EXERCISE GOAL:
Print the records below word for word, but leave out the pictures.

DATASET CONTENT:
───
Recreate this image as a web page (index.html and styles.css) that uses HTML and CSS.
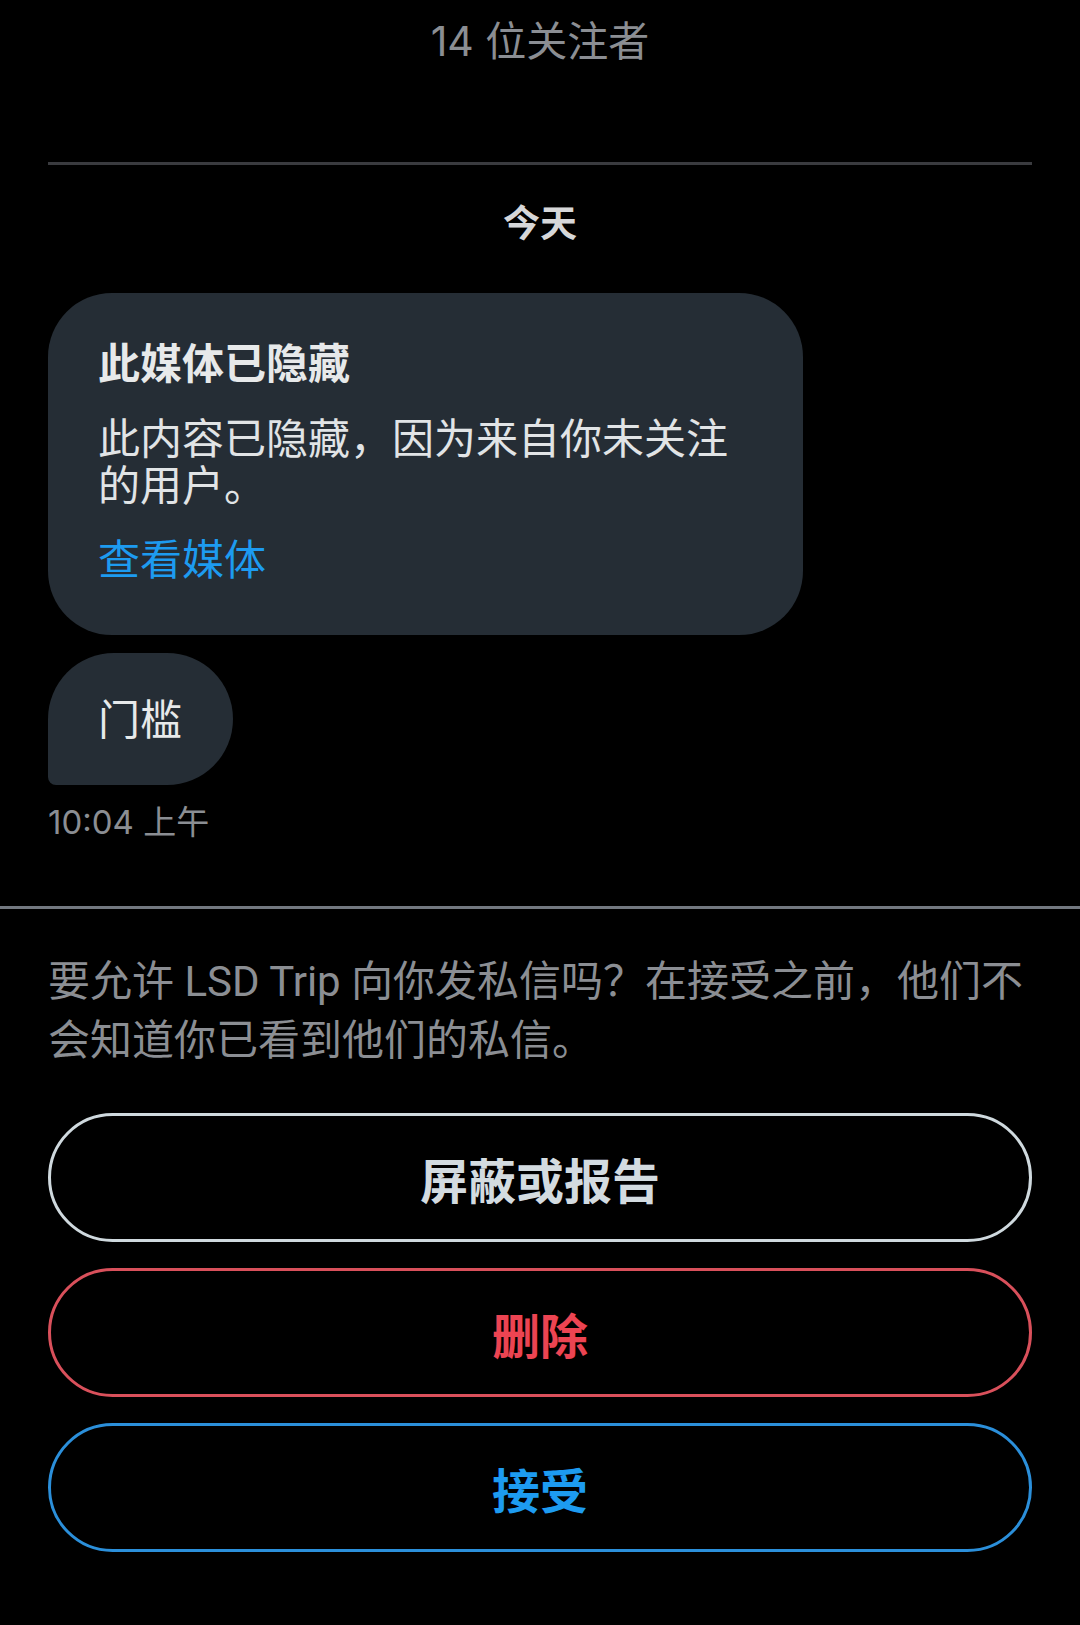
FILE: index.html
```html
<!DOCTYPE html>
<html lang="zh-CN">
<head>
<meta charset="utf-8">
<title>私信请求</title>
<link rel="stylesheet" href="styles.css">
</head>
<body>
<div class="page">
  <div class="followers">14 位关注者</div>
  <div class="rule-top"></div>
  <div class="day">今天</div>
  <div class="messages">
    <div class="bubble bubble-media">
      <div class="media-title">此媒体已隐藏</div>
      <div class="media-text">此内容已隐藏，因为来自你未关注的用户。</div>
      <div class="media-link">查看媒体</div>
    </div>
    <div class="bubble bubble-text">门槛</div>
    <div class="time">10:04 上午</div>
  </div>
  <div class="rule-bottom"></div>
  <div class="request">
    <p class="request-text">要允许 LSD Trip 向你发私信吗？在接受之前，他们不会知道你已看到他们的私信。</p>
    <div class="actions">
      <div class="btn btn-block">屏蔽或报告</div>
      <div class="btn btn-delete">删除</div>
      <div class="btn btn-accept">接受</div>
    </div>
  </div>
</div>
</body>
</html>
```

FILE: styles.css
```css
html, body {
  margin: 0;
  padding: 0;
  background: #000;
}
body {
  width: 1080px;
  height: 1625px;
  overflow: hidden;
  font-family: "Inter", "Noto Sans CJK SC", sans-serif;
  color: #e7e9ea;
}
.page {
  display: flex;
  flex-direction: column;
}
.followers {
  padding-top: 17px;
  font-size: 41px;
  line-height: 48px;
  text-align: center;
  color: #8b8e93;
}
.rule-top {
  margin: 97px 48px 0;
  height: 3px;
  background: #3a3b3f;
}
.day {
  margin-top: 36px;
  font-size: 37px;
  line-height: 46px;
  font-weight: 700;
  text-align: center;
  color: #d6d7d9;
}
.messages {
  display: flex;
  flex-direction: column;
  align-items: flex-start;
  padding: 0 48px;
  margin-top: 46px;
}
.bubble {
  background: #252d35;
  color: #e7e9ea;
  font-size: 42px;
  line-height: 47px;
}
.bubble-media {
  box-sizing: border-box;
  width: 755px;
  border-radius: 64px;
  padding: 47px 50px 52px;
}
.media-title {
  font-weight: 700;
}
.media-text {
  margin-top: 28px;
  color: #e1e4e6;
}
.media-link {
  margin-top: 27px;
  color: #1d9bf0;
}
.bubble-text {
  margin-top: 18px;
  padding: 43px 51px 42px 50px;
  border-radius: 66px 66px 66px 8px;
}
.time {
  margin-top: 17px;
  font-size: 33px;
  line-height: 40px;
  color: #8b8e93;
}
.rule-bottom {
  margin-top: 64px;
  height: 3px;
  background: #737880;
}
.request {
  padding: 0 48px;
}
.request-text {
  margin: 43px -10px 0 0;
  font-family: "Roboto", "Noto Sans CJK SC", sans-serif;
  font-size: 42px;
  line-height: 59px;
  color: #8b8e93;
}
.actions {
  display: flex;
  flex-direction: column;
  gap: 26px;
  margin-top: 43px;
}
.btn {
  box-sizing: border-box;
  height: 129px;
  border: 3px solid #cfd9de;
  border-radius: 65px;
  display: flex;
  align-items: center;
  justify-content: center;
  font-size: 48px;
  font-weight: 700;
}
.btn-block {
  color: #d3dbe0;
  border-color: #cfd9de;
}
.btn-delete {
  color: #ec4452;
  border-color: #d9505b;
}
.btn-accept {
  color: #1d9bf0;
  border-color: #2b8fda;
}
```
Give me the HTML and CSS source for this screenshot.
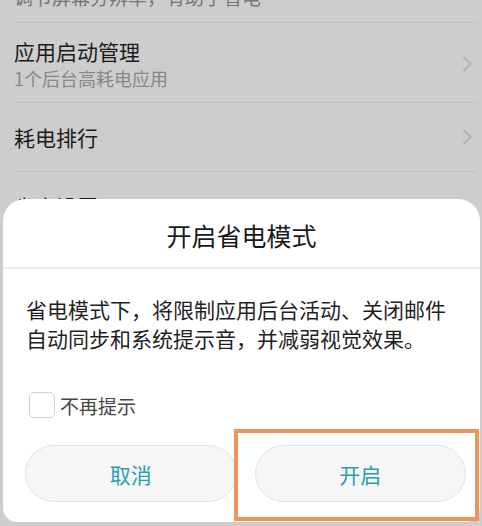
───
SOLUTION TO THIS TASK:
Recreate this image as a web page (index.html and styles.css) that uses HTML and CSS.
FILE: index.html
```html
<!DOCTYPE html>
<html lang="zh-CN">
<head>
<meta charset="utf-8">
<title>私信请求</title>
<link rel="stylesheet" href="styles.css">
</head>
<body>
<div class="page">
  <div class="followers">14 位关注者</div>
  <div class="rule-top"></div>
  <div class="day">今天</div>
  <div class="messages">
    <div class="bubble bubble-media">
      <div class="media-title">此媒体已隐藏</div>
      <div class="media-text">此内容已隐藏，因为来自你未关注的用户。</div>
      <div class="media-link">查看媒体</div>
    </div>
    <div class="bubble bubble-text">门槛</div>
    <div class="time">10:04 上午</div>
  </div>
  <div class="rule-bottom"></div>
  <div class="request">
    <p class="request-text">要允许 LSD Trip 向你发私信吗？在接受之前，他们不会知道你已看到他们的私信。</p>
    <div class="actions">
      <div class="btn btn-block">屏蔽或报告</div>
      <div class="btn btn-delete">删除</div>
      <div class="btn btn-accept">接受</div>
    </div>
  </div>
</div>
</body>
</html>
```

FILE: styles.css
```css
html, body {
  margin: 0;
  padding: 0;
  background: #000;
}
body {
  width: 1080px;
  height: 1625px;
  overflow: hidden;
  font-family: "Inter", "Noto Sans CJK SC", sans-serif;
  color: #e7e9ea;
}
.page {
  display: flex;
  flex-direction: column;
}
.followers {
  padding-top: 17px;
  font-size: 41px;
  line-height: 48px;
  text-align: center;
  color: #8b8e93;
}
.rule-top {
  margin: 97px 48px 0;
  height: 3px;
  background: #3a3b3f;
}
.day {
  margin-top: 36px;
  font-size: 37px;
  line-height: 46px;
  font-weight: 700;
  text-align: center;
  color: #d6d7d9;
}
.messages {
  display: flex;
  flex-direction: column;
  align-items: flex-start;
  padding: 0 48px;
  margin-top: 46px;
}
.bubble {
  background: #252d35;
  color: #e7e9ea;
  font-size: 42px;
  line-height: 47px;
}
.bubble-media {
  box-sizing: border-box;
  width: 755px;
  border-radius: 64px;
  padding: 47px 50px 52px;
}
.media-title {
  font-weight: 700;
}
.media-text {
  margin-top: 28px;
  color: #e1e4e6;
}
.media-link {
  margin-top: 27px;
  color: #1d9bf0;
}
.bubble-text {
  margin-top: 18px;
  padding: 43px 51px 42px 50px;
  border-radius: 66px 66px 66px 8px;
}
.time {
  margin-top: 17px;
  font-size: 33px;
  line-height: 40px;
  color: #8b8e93;
}
.rule-bottom {
  margin-top: 64px;
  height: 3px;
  background: #737880;
}
.request {
  padding: 0 48px;
}
.request-text {
  margin: 43px -10px 0 0;
  font-family: "Roboto", "Noto Sans CJK SC", sans-serif;
  font-size: 42px;
  line-height: 59px;
  color: #8b8e93;
}
.actions {
  display: flex;
  flex-direction: column;
  gap: 26px;
  margin-top: 43px;
}
.btn {
  box-sizing: border-box;
  height: 129px;
  border: 3px solid #cfd9de;
  border-radius: 65px;
  display: flex;
  align-items: center;
  justify-content: center;
  font-size: 48px;
  font-weight: 700;
}
.btn-block {
  color: #d3dbe0;
  border-color: #cfd9de;
}
.btn-delete {
  color: #ec4452;
  border-color: #d9505b;
}
.btn-accept {
  color: #1d9bf0;
  border-color: #2b8fda;
}
```
Give me the HTML and CSS source for this screenshot.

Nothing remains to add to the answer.